Every once in awhile, a little too much confidence sinks in.  Confidence I don’t yet deserve.  It courses through my veins, lifts my head upward, and amplifies my voice.

“You totally know what you’re talking about.  You are awesome, and everyone’s  confirming it.  Shed every ounce of restraint, for this next post will blow their minds!”

I’ve had nothing but positive feedback from readers on this site.  With every email, comment, and pingback, my thinking gets more deluded.  I realize bloggers are a self-affirming crowd, but I like to bring myself down to earth from time-to-time.  You know what?  I’ve piggybacked on the theories of smarter people who have accumulated tons of wisdom over the course of their extensive careers.  All I can really attribute to myself is that I read a lot, and I have a fraction of their experience.

This post is as much for you as it is for me.  I’m 22, and I’m only beginning to figure this stuff out.

By Charlie Hoehn

6 comments on “Pride

  1. I’ve found myself in this odd paradigm, where the more I learn, the more I realize how much I don’t know. The shift from a bold self-assurance to a humbling, healthy slap in the face is part of the everlasting process. This seems to be what you are referring to.

  2. Age is of little consequence. Sure, experience is great, but most people have an amazing capacity to do nothing, or as little as possible.

    There are many in their 20’s that have very little “experience,” yet have changed the way the internet world and corporate America thinks (WordPress, Facebook, etc.)

    To many are committed to learning, but not committed to doing. There is a huge difference!

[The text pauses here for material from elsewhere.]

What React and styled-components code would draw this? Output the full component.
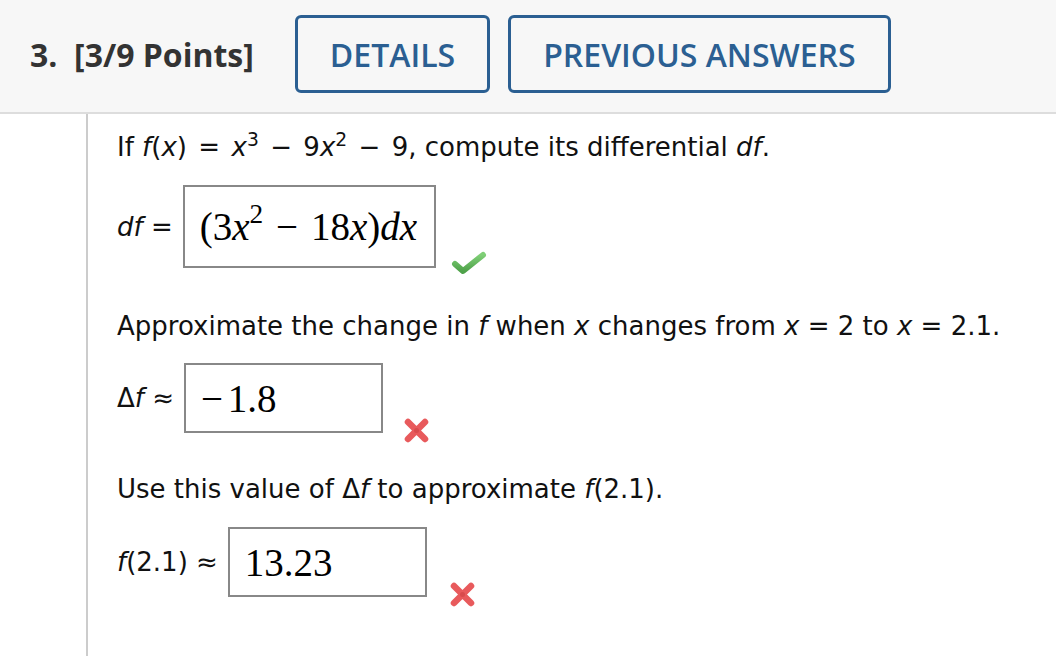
import React from 'react';
import styled, { createGlobalStyle } from 'styled-components';

const GlobalStyle = createGlobalStyle`
    html, body {
        margin: 0;
        padding: 0;
        background: #ffffff;
    }
    body {
        width: 1056px;
        height: 656px;
        overflow: hidden;
    }
`

const Page = styled.div`
    display: flex;
    flex-direction: column;
    height: 656px;
`

const Header = styled.header`
    height: 114px;
    background-color: #f7f7f7;
    border-bottom: 2px solid #dddddd;
    display: flex;
    align-items: center;
    padding-left: 30px;
    padding-bottom: 4px;
    box-sizing: border-box;
`

const Title = styled.h2`
    margin: 0 41px 0 0;
    font-family: "Open Sans", sans-serif;
    font-weight: 700;
    font-size: 32px;
    color: #333333;
    white-space: pre;
`

const HeaderButton = styled.button`
    height: 78px;
    padding: 0 32px;
    margin-right: 18px;
    background: transparent;
    border: 3px solid #2b5f92;
    border-radius: 6px;
    font-family: "Open Sans", sans-serif;
    font-weight: 600;
    font-size: 32px;
    color: #2b5f92;
    box-sizing: border-box;
    cursor: pointer;
`

const Body = styled.main`
    flex: 1;
    margin-left: 86px;
    border-left: 2px solid #cccccc;
    padding: 18px 0 0 29px;
    font-family: "DejaVu Sans", Verdana, sans-serif;
    font-size: 26px;
    color: #111111;
`

const Prompt = styled.p`
    margin: 0;
    line-height: 30px;
    white-space: nowrap;
`

const Sup = styled.sup`
    font-size: 0.72em;
    vertical-align: 0.55em;
    line-height: 0;
`

const Op = styled.span`
    margin: 0 0.12em;
`

const AnswerRow = styled.div`
    display: flex;
    align-items: center;
    margin-top: ${p => p.$top}px;
    margin-bottom: ${p => p.$bottom}px;
`

const Label = styled.span`
    margin-right: 10px;
    white-space: pre;
`

const AnswerBox = styled.div`
    width: ${p => p.$w}px;
    height: ${p => p.$h}px;
    box-sizing: border-box;
    border: 2px solid #888888;
    display: flex;
    align-items: center;
    padding-left: 15px;
    font-family: "Liberation Serif", "Times New Roman", serif;
    font-size: 39px;
    color: #000000;
    white-space: pre;
`

const MathText = styled.span`
    line-height: 1;
`

const MathSup = styled.sup`
    font-size: 0.7em;
    vertical-align: 0.62em;
    line-height: 0;
`

const Minus = styled.span`
    margin: 0 ${p => (p.$binary ? '0.33em' : '0.12em 0 0')};
`

const Mark = styled.span`
    align-self: flex-end;
    margin-left: ${p => p.$left}px;
    margin-bottom: ${p => p.$drop}px;
    display: flex;
`

function CheckIcon() {
    return (
        <svg width="36" height="24" viewBox="0 0 36 24">
            <defs>
                <linearGradient id="chk" x1="0" y1="0" x2="0" y2="1">
                    <stop offset="0" stopColor="#7fcf77" />
                    <stop offset="1" stopColor="#4fa24a" />
                </linearGradient>
            </defs>
            <path d="M4 13 L12 20 L32 4" fill="none" stroke="url(#chk)" strokeWidth="6" strokeLinecap="round" strokeLinejoin="round" />
        </svg>
    )
}

function CrossIcon() {
    return (
        <svg width="27" height="27" viewBox="0 0 27 27">
            <path d="M5 5 L22 22 M22 5 L5 22" fill="none" stroke="#e85a5c" strokeWidth="6.5" strokeLinecap="round" />
            <circle cx="13.5" cy="13.5" r="2.5" fill="#d84b4d" />
        </svg>
    )
}

export default function App() {
    return (
        <>
            <GlobalStyle />
            <Page>
                <Header>
                    <Title>3.  [3/9 Points]</Title>
                    <HeaderButton>DETAILS</HeaderButton>
                    <HeaderButton>PREVIOUS ANSWERS</HeaderButton>
                </Header>
                <Body>
                    <Prompt>
                        If <i>f</i>(<i>x</i>) <Op>=</Op> <i>x</i><Sup>3</Sup> <Op>−</Op> 9<i>x</i><Sup>2</Sup> <Op>−</Op> 9, compute its differential <i>df</i>.
                    </Prompt>
                    <AnswerRow $top={23} $bottom={43}>
                        <Label><i>df</i> =</Label>
                        <AnswerBox $w={253} $h={83}>
                            <MathText>(3<i>x</i><MathSup>2</MathSup><Minus $binary>−</Minus>18<i>x</i>)<i>dx</i></MathText>
                        </AnswerBox>
                        <Mark $left={15} $drop={-7}><CheckIcon /></Mark>
                    </AnswerRow>
                    <Prompt>
                        Approximate the change in <i>f</i> when <i>x</i> changes from <i>x</i> = 2 to <i>x</i> = 2.1.
                    </Prompt>
                    <AnswerRow $top={22} $bottom={41}>
                        <Label>Δ<i>f</i> ≈</Label>
                        <AnswerBox $w={199} $h={70}><MathText><Minus>−</Minus>1.8</MathText></AnswerBox>
                        <Mark $left={20} $drop={-11}><CrossIcon /></Mark>
                    </AnswerRow>
                    <Prompt>
                        Use this value of Δ<i>f</i> to approximate <i>f</i>(2.1).
                    </Prompt>
                    <AnswerRow $top={23} $bottom={0}>
                        <Label><i>f</i>(2.1) ≈</Label>
                        <AnswerBox $w={199} $h={70}><MathText>13.23</MathText></AnswerBox>
                        <Mark $left={22} $drop={-11}><CrossIcon /></Mark>
                    </AnswerRow>
                </Body>
            </Page>
        </>
    )
}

  3. @Alex — I actually haven’t had any humbling slaps in the face. This one was self-inflicted. While I think that I’ve worked hard and deserve some of the good things that have happened, a lot of it has just been luck.

    @Bob — I actually agree with you: age is of little consequence. In fact, one of the most intelligent and accomplished people I know is 20 years old. But I disagree with your last statement. I don’t think enough people are committed to learning. Too many kids my age think they deserve respect simply because they have a degree, even though they have almost no experience or personal wisdom to their name. They don’t even read books (I think the average American reads less than one book per year). I’m happy with the direction I’m headed, but I have to remind myself every now and then that I have not acquired enough wisdom/experience to justify the amount of self-assurance I sometimes have. There’s a big difference between quiet confidence and hubris — I’m just trying to avoid the latter.

  4. I also believe that continuing education, either formal or via books, etc is vital. My point was that too many people use education as a crutch for not doing anything. In my business, Real Estate, 85% of the business is done by 15% of the agents.

    The large majority of these agents doing nothing are very well educated, and continue to get more knowledge, but they never put it into real world practice. IMO, fear prevents them from getting out and doing, while learning more and more is safe.

    Execution is the problem. It’s a lot easier to learn things than it is to actually execute on them. When you use the increased knowledge to better your self, service, or systems, THEN the magic will happen.

    Keep putting out good stuff like this, I love it!

  5. Haha, thanks Bob. I’ll keep putting stuff out – I promise : )

    And I have a better understanding of what you’re saying now and completely agree. Paralysis by analysis is all too common (I have done it many times myself). I think it’s because it’s difficult to recognize the point of diminishing returns — you’re gaining a lot from learning so much about your particular field, but when do you reach the level where you’ve learned enough to get by but know it would be more valuable to spend your time executing? Hard to say, but action is far more important than analyzing. You get nothing done if you sit around reading 500 blogs every day. You have to put your knowledge to work.

  6. One can listen to podcasts, read blogs, absorb endless amounts of knowledge, delve into deep meditations…but any of it only seems to matter when you communicate your ideas to others. So by action and interaction knowledge can become wisdom.

    Very few have knowledge and wisdom that can affect people without effort. Sure you can expand your intellect by reading Stephen Hawking, Decarte or Hemingway. But none of that means much unless someone actually reads it.

    Whether that is putting knowledge to practice on the streets or even exchanging ideas on the internet, when education/knowledge causes people to act and interact – that experience leads to wisdom.